Dies erklärten jetzt Gudrun Kämmerling, die 1. Vorsitzende des Schulvereins Wittgenstein e. V., und Christian Tang, Schulleiter des Gymnasiums Schloss Wittgenstein. In  diesem Zuge verdeutlichten beide das Problem des Abiturs nach zwölf Jahren (G8): Es gäbe keinen „Turboschalter“ für die persönliche Entwicklung der Schülerinnen und Schüler. Beim Eintritt in die gymnasiale Oberstufe seien die Schüler oftmals erst 15 oder 16 Jahre alt. „Das fehlende Jahr merkt man“, so Schulleiter Christian Tang. „Es fehlte die Zeit für eine zusätzliche Vertiefung des Stoffes. Den Zeitdruck hat man überall im System bemerkt“, so der Schulleiter weiter. Mit dem Ende des „Turbo“-Abiturs solle der Druck auf die Schüler reduziert werden.

Das GSW will zum Schuljahr 2019/2020 auf G9 umschwenken, auch die Lernpläne greifen ab diesem Zeitpunkt. Das bedeutet, dass die Kinder, die derzeit die vierte Klasse besuchen, wieder ihr Abitur nach 13 Jahren machen können. Dies gilt ebenfalls für die Schülerinnen und Schüler, die momentan die fünften Klassen der Schloss-Schule besuchen.

Schulträger und Schulleitung des GSW sehen in dem Abitur nach 13 Jahren deutliche Vorteile für die Schüler, denn ihnen steht mehr Lernzeit zur Verfügung. So rückt jeder Schüler stärker in den Blick, kann sich mit mehr Ruhe entwickeln und individuell gefördert werden. Vor allem für die Hauptfächer Deutsch, Mathematik und Englisch stehen im Vergleich zu G8 mehr Unterrichtsstunden zur Verfügung, die für individualisierte Lern- und Übungsformen sowie für umfangreichere Projektarbeit genutzt werden können.
Die zweite Fremdsprache (Lateinisch oder Französisch) beginnt erst in Klasse 7, der Wahlpflichtbereich verschiebt sich in Klasse 9 und 10. Durch den bilingualen Unterricht in Klasse 8 und 10 wird Englisch zusätzlich als Arbeitssprache geübt.
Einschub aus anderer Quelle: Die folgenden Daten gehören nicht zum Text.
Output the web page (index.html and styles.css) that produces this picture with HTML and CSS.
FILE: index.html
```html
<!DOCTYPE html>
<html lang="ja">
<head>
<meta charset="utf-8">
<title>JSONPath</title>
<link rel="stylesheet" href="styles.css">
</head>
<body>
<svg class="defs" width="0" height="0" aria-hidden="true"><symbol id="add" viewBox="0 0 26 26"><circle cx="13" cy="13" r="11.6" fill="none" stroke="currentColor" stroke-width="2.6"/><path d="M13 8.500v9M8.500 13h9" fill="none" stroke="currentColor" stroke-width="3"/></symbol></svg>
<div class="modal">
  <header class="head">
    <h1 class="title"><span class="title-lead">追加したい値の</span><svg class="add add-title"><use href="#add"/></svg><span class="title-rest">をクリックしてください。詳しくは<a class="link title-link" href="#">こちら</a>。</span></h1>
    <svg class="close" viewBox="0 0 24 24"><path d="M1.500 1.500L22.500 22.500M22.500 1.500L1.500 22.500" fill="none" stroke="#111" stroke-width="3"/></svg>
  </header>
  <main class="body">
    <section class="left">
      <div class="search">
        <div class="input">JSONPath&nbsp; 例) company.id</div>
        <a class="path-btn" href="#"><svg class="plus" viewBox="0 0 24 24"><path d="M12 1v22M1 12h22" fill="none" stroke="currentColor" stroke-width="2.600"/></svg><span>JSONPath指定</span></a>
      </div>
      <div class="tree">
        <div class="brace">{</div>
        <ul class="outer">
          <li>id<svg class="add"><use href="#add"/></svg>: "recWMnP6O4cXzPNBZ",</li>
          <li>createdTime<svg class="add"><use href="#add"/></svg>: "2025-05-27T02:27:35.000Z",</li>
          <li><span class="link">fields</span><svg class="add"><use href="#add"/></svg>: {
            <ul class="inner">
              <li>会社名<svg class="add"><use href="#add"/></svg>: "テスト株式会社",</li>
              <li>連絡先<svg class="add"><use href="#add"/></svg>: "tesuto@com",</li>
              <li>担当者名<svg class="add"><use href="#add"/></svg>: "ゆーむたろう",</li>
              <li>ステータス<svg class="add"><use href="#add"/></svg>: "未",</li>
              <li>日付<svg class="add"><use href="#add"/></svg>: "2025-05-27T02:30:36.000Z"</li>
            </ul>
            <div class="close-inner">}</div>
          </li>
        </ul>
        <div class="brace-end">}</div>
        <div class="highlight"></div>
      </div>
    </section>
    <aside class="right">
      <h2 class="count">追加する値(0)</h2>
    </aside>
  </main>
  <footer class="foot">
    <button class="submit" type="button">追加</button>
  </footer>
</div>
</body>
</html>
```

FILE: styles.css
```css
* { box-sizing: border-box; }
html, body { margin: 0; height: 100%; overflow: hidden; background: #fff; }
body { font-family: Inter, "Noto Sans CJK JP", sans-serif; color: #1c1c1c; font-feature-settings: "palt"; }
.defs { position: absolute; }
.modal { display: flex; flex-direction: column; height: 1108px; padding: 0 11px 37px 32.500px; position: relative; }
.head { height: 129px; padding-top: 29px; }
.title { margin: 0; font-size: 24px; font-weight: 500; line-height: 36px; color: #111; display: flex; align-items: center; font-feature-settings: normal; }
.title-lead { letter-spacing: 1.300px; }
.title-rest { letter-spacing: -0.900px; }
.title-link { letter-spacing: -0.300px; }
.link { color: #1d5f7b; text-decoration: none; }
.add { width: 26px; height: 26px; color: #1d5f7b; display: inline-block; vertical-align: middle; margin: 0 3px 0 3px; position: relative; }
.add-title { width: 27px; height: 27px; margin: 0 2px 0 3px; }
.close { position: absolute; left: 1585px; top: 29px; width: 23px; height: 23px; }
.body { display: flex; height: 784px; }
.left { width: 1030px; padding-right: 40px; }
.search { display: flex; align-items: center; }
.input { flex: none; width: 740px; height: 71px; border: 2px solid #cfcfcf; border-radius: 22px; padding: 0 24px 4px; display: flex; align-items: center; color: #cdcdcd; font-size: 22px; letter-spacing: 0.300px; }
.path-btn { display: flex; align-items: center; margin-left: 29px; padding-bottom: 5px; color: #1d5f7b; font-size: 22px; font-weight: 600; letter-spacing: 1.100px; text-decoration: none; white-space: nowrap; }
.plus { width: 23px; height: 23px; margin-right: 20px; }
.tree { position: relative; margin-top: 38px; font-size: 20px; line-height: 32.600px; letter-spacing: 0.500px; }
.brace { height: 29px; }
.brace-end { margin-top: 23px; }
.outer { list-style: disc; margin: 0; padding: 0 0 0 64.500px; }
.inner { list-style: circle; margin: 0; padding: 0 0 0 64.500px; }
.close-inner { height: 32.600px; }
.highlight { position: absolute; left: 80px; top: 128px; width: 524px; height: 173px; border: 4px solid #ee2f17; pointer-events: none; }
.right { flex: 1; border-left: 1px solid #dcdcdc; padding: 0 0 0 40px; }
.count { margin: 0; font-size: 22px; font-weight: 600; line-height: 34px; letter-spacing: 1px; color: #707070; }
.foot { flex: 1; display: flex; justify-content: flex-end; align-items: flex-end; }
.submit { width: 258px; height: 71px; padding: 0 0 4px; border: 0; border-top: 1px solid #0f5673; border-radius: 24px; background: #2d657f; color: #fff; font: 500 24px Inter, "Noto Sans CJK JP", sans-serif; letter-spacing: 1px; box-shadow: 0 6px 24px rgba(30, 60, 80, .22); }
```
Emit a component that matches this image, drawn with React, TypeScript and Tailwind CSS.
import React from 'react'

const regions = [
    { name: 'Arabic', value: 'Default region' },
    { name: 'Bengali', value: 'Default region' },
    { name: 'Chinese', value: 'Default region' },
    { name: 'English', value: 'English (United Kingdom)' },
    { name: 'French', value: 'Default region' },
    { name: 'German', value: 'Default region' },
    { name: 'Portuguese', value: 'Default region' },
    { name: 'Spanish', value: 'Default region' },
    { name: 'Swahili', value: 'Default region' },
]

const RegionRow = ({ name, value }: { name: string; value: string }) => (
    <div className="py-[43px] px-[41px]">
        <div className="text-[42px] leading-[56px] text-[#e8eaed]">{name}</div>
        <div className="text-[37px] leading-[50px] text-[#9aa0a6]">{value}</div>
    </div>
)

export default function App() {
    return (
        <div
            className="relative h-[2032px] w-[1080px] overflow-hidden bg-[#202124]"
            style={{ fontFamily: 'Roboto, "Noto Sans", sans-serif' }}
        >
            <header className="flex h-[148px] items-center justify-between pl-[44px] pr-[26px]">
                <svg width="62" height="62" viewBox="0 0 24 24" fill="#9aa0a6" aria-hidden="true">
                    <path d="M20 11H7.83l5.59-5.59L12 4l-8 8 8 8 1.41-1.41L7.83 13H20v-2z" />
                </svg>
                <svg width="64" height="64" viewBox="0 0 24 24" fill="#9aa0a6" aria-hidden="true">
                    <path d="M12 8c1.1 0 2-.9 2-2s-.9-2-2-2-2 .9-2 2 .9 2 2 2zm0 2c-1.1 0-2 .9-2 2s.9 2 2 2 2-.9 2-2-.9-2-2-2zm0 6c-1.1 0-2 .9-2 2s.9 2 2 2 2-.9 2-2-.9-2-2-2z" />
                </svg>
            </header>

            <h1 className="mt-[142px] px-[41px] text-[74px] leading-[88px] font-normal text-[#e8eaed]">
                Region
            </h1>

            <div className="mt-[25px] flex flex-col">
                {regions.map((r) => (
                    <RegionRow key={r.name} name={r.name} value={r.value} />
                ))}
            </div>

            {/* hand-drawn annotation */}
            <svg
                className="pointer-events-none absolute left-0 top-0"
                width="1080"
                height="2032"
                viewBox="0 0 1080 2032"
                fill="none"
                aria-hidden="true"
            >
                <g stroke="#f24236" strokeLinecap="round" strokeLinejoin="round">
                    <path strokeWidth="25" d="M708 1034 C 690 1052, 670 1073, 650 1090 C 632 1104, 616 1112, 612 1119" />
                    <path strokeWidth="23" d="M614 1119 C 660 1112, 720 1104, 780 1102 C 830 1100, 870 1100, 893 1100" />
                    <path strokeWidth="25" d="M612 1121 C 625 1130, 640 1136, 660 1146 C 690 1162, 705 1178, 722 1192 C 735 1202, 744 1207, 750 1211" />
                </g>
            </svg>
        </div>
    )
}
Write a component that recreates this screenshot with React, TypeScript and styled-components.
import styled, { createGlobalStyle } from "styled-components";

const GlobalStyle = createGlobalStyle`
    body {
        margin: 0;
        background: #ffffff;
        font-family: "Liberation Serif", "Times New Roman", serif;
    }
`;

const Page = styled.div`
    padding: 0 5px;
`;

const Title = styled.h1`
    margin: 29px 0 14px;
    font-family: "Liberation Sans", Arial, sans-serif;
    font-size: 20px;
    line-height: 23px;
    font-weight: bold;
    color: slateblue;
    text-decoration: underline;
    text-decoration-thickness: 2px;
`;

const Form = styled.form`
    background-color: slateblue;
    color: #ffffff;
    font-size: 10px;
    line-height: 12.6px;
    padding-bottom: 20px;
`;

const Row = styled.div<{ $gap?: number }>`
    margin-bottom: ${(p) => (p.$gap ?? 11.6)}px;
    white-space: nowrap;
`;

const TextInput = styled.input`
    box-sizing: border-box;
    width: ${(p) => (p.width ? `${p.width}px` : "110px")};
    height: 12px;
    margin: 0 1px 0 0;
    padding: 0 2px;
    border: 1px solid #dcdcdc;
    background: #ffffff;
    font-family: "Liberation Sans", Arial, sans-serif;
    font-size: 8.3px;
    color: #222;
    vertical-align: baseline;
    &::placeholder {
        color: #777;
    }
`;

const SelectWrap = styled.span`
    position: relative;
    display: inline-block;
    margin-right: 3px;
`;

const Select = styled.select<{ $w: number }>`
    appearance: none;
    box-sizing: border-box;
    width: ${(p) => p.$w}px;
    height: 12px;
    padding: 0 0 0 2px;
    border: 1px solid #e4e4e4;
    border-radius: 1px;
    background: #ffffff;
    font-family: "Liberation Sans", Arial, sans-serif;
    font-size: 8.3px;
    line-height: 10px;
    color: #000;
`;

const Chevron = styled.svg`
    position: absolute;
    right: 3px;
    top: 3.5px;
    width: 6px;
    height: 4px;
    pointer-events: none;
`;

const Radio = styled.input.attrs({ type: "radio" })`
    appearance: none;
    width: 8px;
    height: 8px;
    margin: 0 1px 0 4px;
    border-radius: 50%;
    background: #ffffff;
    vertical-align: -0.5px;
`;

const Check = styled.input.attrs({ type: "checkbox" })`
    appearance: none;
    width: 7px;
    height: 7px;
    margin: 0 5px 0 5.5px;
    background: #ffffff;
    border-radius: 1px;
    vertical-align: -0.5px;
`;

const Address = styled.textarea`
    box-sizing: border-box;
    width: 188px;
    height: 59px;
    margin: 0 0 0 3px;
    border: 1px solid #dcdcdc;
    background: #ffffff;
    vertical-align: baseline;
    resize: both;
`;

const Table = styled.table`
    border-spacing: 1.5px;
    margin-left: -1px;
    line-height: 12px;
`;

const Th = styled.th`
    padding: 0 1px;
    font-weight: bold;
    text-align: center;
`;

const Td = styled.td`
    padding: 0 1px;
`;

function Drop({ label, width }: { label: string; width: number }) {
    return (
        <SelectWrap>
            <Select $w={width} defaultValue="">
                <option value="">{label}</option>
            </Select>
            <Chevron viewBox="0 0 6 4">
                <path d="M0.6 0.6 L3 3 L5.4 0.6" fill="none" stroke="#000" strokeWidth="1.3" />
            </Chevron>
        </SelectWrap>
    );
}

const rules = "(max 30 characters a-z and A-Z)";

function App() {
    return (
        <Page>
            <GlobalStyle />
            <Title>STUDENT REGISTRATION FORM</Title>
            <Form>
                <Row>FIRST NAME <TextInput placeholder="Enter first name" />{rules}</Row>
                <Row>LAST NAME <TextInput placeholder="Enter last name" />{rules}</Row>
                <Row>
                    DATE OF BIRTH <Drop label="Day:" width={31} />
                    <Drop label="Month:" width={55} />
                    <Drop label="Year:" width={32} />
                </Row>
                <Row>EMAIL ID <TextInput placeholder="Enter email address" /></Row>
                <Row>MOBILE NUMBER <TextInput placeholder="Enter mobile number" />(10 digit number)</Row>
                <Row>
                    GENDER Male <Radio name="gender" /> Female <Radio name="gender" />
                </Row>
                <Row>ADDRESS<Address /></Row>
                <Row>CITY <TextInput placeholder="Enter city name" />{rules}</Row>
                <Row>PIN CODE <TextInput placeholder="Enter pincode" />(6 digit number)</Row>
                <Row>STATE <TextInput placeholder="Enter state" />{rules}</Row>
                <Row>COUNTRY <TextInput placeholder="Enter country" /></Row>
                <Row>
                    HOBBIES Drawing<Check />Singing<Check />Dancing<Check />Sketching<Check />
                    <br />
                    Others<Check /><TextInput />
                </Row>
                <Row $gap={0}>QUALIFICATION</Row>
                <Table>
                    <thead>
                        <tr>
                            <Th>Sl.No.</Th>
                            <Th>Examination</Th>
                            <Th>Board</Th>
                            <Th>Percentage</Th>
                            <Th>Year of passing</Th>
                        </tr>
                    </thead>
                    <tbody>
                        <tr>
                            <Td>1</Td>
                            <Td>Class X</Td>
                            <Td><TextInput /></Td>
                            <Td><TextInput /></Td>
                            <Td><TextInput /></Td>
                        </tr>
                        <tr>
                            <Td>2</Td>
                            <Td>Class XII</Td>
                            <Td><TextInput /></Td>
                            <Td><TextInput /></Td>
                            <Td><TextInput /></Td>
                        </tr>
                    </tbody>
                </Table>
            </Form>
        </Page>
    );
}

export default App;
Die Schüler erreichen vor Eintritt in die Oberstufe den mittleren Schulabschluss, was bei G8 nicht der Fall war. Sie erlangen diesen Schulabschluss also am Ende der Sekundarstufe I (Klasse 10) und haben somit mehr Entscheidungsmöglichkeiten für ihre weitere Ausbildung.
„Zudem wird den Schülerinnen und Schülern der Schwesterschule der Wechsel ins Gymnasium erleichtert. Bislang mussten die Absolventen der Realschule nach der 10. Klasse nochmals in die 10. Klasse des Gymnasiums einsteigen, um die Bedingungen der Oberstufe zu erfüllen“, erklärt Christian Tang.
Auch das Latinum wird am Ende der Klasse 10, also vor Eintritt in die Sekundarstufe II, erreicht. Das macht es leichter, in der Oberstufe z.B. ein Auslandssemester einzufügen.

In Einzelfällen wird es das Abitur nach zwölf Jahren geben, wenn Schüler das elfte Schuljahr bei sehr guten Leistungen überspringen. Sie sollen individuell gefördert werden.
„Der aktuelle Gesetzentwurf sieht vor, dass für die Klassen 5 bis 10 der Gymnasien mit neunjährigem Bildungsgang insgesamt 188 Wochenstunden vorgesehen sind, von denen acht nicht verbindlich sind. Pro Jahr wären das durchschnittlich 30 verbindliche Wochenstunden, also sechs pro Tag“, erklärt Schulleiter Christian Tang.

Insgesamt gäbe es also wieder mehr Gestaltungsmöglichkeiten und durch die „Entzerrung der Stoffdichte“ im Unterricht langfristig einen besserer Lerneffekt. Zudem hätten die Schüler wieder mehr Zeit für außerschulische Interessen. „Die Vereine in der Region bekämen wieder mehr Kundschaft, weil es nicht mehr so viel Nachmittagsunterricht geben wird“, erklärt Gudrun Kämmerling vom Schulverein. Auch der Bereich der freiwilligen Arbeitsgemeinschaften, der durch die hohe Stundenbelastung stark eingeschränkt war, könnte wieder belebt und ausgebaut werden, um Schule nicht nur als Lern-, sondern auch als Lebensraum zu erfahren.